Starbucks' turnaround plan begins to show early success as Q1 results improve sequentially (SBUX)

Starbucks (SBUX +6%) remains caffeinated after posting improving metrics in Q1 (Dec) as its Back to Starbucks turnaround plan shows early benefits. The global retail coffee chain returned to posting earnings upside in Q1 despite delivering another quarter of declining revenue growth yr/yr. Global comps also continued to contract. However, the declines were noticeably improved from last quarter before CEO Brian Niccol, who took over in August, outlined the company's Back to Starbucks strategy, highlighting the early success of SBUX's comprehensive initiative to win back customers and return to growth following multiple periods of lackluster results.

  • In Q1, SBUX posted an EPS of $0.69, a few pennies above consensus on $9.4 bln in revenue, a 0.3% dip yr/yr. Global comps contracted by -4%, driven by a 6% drop in comparable transactions partially offset by a 3% improvement in average ticket. North American, U.S. and International comps fell by the same rate as global comps. However, all numbers represented an uptick from last quarter, when global comps slipped by -7%, with North America and International comps compressing by -7% and -6%, respectively.
    • China, SBUX's second-largest market, was a clear gainer from last quarter, with comps down by just -6% compared to a -14% plunge in Q4 (Sep). Mr. Niccol noticed several near-term changes the company can implement to stabilize and strengthen its business in China.
  • SBUX attributed the solid sequential improvements to its Back to Starbucks plan, which focuses on four pillars: reintroduce Starbucks, deliver an experience to win the morning, re-establish Starbucks as the community coffeehouse, and ensure a position at the company is unrivalled in retail. The first three components center on menu simplification, store renovation, and improved marketing campaigns, while the fourth pillar revolves around enhancing the workplace via precision scheduling, new routines, and simplified beverage builds.
  • SBUX kicked off its turnaround plan by reducing the frequency of discount-driven offers, spurring a 40% decline in discounted transactions in Q1. The company also removed extra charges for non-dairy customizations. Meanwhile, SBUX conducted some late simplifications to its holiday lineup, targeting a roughly 30% reduction in beverages and food SKUs by the end of FY25 (Sep).
    • A few other enhancements SBUX has rolled out or is still working on include launching a pilot program across hundreds of stores to improve staff efficiency and updating the Starbucks app.
  • SBUX's guidance remains suspended as it continues embarking on its turnaround program. However, management provided some commentary on the near term, noting that EPS is expected to be lowest in Q2 due to seasonality, an ongoing organization restructuring as SBUX brings on former Taco Bell executives and elevated investments. Nevertheless, SBUX anticipates EPS to improve during the back half of the year.
Back to Starbucks has started to bear fruit, as evidenced by the improving numbers in Q1 and SBUX's U.S. category share among quick service restaurants recovering following two quarters of decline. There is still plenty brewing at SBUX that can create volatility over the near term. However, we like Brian Niccol's plan and SBUX's capacity to continue to deliver improving results this year.
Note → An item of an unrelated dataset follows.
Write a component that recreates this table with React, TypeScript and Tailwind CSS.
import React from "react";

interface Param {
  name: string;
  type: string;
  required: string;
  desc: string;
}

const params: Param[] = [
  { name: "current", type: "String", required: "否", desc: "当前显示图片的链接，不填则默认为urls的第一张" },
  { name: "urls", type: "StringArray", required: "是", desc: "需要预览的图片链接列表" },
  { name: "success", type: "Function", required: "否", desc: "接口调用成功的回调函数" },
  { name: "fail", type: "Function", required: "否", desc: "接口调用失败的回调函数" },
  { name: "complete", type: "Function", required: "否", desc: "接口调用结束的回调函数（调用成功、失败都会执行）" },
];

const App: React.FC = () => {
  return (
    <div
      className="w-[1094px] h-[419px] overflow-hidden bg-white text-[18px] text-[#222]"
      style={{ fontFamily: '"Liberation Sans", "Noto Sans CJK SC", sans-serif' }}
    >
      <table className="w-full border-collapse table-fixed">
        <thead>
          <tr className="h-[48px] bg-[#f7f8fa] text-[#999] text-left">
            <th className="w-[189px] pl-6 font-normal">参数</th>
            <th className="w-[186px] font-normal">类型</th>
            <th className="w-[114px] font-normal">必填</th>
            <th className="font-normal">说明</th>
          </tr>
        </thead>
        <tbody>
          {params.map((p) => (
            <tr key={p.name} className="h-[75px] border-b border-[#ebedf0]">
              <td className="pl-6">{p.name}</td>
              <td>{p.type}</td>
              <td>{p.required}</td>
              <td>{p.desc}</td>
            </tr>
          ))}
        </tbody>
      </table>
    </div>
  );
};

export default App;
Royal Caribbean sails to record highs as robust cruise demand propels Q4 EPS beat (RCL)
Following another impressive earnings report in which Royal Caribbean (RCL) cruised past Q4 EPS estimates and issued upside EPS guidance for Q1, shares are sailing to record highs and are now up by an astounding 110% on a yr/yr basis. Similar to the airline industry, cruise line operators like RCL are experiencing robust demand while benefitting from stronger pricing and moderate capacity growth. These bullish factors were on display when competitor Carnival (CCL) posted a Q4 earnings beat on December 20 that also featured record revenue and accelerating onboard spending levels.
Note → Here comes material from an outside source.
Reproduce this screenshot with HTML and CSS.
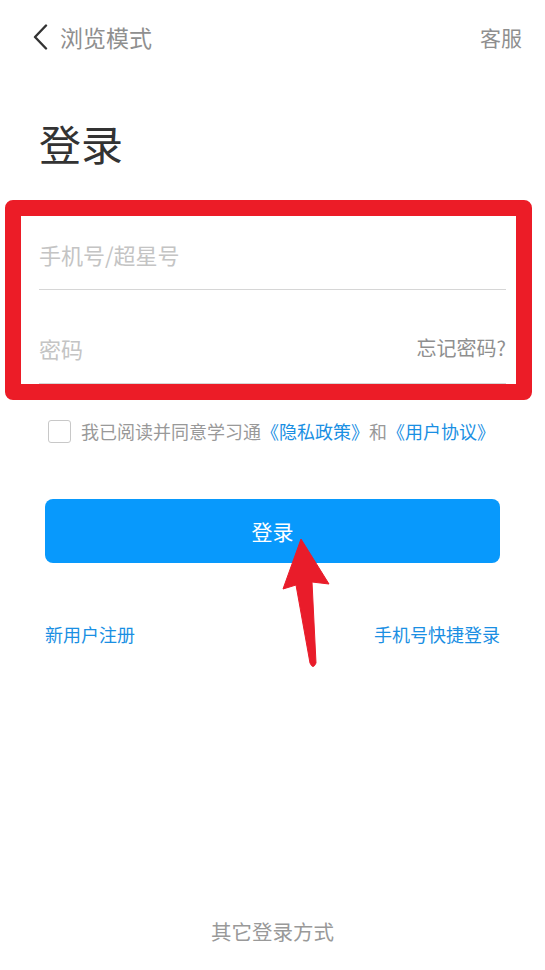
FILE: index.html
```html
<!DOCTYPE html>
<html lang="zh-CN">
<head>
    <meta charset="UTF-8">
    <meta name="viewport" content="width=device-width, initial-scale=1.0">
    <title>登录</title>
    <link rel="stylesheet" href="styles.css">
</head>
<body>
    <div class="page">
        <div class="top-bar">
            <a class="back">
                <svg width="16" height="26" viewBox="0 0 16 26">
                    <polyline points="13,1.5 2,13 13,24.5" fill="none" stroke="#333" stroke-width="2.4" stroke-linecap="round" stroke-linejoin="round"/>
                </svg>
                <span>浏览模式</span>
            </a>
            <a class="service">客服</a>
        </div>

        <h1 class="title">登录</h1>

        <form class="login-form">
            <div class="field">
                <span class="placeholder">手机号/超星号</span>
            </div>
            <div class="field">
                <span class="placeholder">密码</span>
                <a class="forgot">忘记密码?</a>
            </div>
            <div class="mark-frame"></div>
        </form>

        <label class="agree">
            <span class="checkbox"></span>
            <span>我已阅读并同意学习通<a class="link">《隐私政策》</a>和<a class="link">《用户协议》</a></span>
        </label>

        <button class="btn-login" type="button">登录</button>

        <div class="links">
            <a class="link">新用户注册</a>
            <a class="link">手机号快捷登录</a>
        </div>

        <div class="other">其它登录方式</div>

        <svg class="mark-arrow" width="52" height="136" viewBox="0 0 52 136">
            <path d="M21 3 L49 48 L32 46 L36 127 Q33 134 30 127 L16 49 L3 53 Z" fill="#e91c2a" stroke="#e91c2a" stroke-width="1" stroke-linejoin="round"/>
        </svg>
    </div>
</body>
</html>
```

FILE: styles.css
```css
body {
    margin: 0;
    background: #fff;
    font-family: "Noto Sans CJK SC", "Noto Sans", sans-serif;
    color: #333;
}
a {
    text-decoration: none;
}
.page {
    position: relative;
    display: flex;
    flex-direction: column;
    min-height: 970px;
    box-sizing: border-box;
    padding: 0 39px;
}
.top-bar {
    height: 74px;
    display: flex;
    align-items: center;
    justify-content: space-between;
    margin: 0 -16px 0 -6px;
}
.back {
    display: flex;
    align-items: center;
    gap: 11px;
    font-size: 23px;
    color: #8f8f8f;
}
.service {
    font-size: 21px;
    color: #8f8f8f;
}
.title {
    margin: 41px 0 0;
    font-size: 42px;
    line-height: 56px;
    font-weight: normal;
    color: #333;
}
.login-form {
    position: relative;
    margin-top: 25px;
}
.field {
    height: 94px;
    box-sizing: border-box;
    display: flex;
    align-items: flex-end;
    justify-content: space-between;
    padding-bottom: 23px;
    border-bottom: 1px solid #d6d6d6;
    line-height: 24px;
}
.placeholder {
    font-size: 22px;
    color: #c4c4c4;
}
.forgot {
    font-size: 20px;
    color: #8f8f8f;
}
.mark-frame {
    position: absolute;
    left: -34px;
    top: 4px;
    width: 527px;
    height: 200px;
    box-sizing: border-box;
    border: 16px solid #ec1c27;
    border-radius: 8px;
}
.agree {
    display: flex;
    align-items: center;
    gap: 10px;
    margin: 35px 0 0 9px;
    font-size: 18px;
    line-height: 24px;
    color: #999;
}
.checkbox {
    width: 21px;
    height: 21px;
    border: 1px solid #c8c8c8;
    border-radius: 3px;
}
.link {
    color: #1a8fe3;
}
.btn-login {
    margin: 56px 6px 0;
    height: 64px;
    border: none;
    border-radius: 8px;
    background: #0899fc;
    color: #fff;
    font-family: inherit;
    font-size: 21px;
}
.links {
    display: flex;
    justify-content: space-between;
    margin: 59px 6px 0;
    font-size: 18px;
    line-height: 24px;
}
.other {
    margin-top: auto;
    padding-bottom: 25px;
    text-align: center;
    font-size: 20.5px;
    line-height: 28px;
    color: #999;
}
.mark-arrow {
    position: absolute;
    left: 280px;
    top: 536px;
}
```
In addition to following in the wake of CCL and delivering its own strong Q4 results, RCL also made a major announcement this morning, stating that it plans to enter the river cruise market in 2027 with an initial fleet of ten ships under its Celebrity River Cruises banner. This news has created some choppiness for shares of Viking Holdings (VIK) today, which has operated in the river cruise space with fairly limited competition since its founding in 1997. However, since VIK caters to a wealthier customer base with one of its key selling points being that its smaller ships offer a more intimate experience, the impact from RCL entering the space in two years should manageable.
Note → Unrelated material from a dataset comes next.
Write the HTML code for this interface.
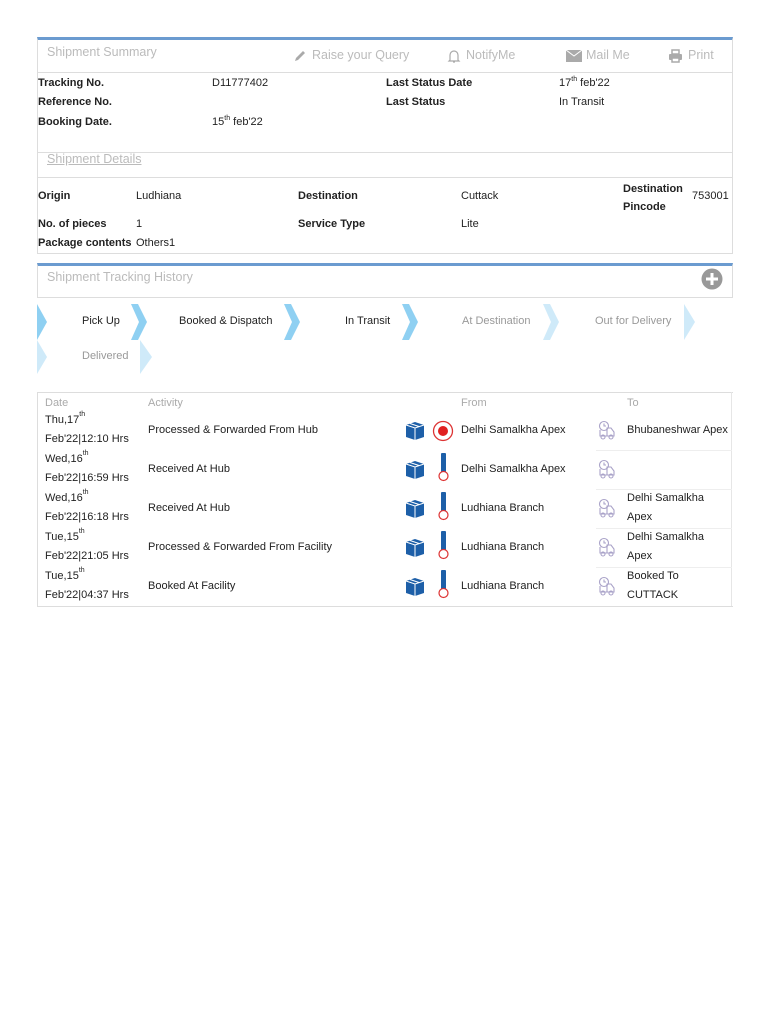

  • In the meantime, the more traditional cruise line industry is flourishing and is expected to be very healthy again in 2025. Thanks to the bullish industry-wide trends and RCL's effective strategy of maintaining modest capacity growth while keeping a lid on costs, gross margin yields jumped by 13.8% yr/yr. The primary catalyst for the improvement was higher pricing across all products and stronger onboard revenue as guest spending continues to exceed prior years.
  • Adjusted EBITDA is another metric that's particularly useful for the cruise line industry since it strips out depreciation -- a substantial non-cash expense for cruise liners. In Q4, adjusted EBITDA came in at $1.1 bln, beating RCL's estimate of $1.05 bln, again reflecting stronger pricing and healthy close-in demand.
  • Despite the macroeconomic headwinds, including stubbornly high interest rates, there is no sign of a slowdown in demand for RCL. In fact, the company experienced the best five booking weeks in its history since the end of last quarter. Additionally, RCL stated that "WAVE season" -- a period that typically runs from January through March -- is off to a record start with booked load factors matching prior years, but at higher rates. Accordingly, RCL issued a better-than-expected outlook for 1Q25, forecasting EPS of $2.43-$2.53 and a net yield increase of 4.75-5.25% in constant currency.
It's smooth sailing for RCL as the shift in consumer spending towards experiences carries on and as the company's strategy of restraining capacity while improving the on-board experience continues to pay dividends. Investors are also celebrating the company's decision to enter the river cruise industry, which has been a very lucrative market for VIK.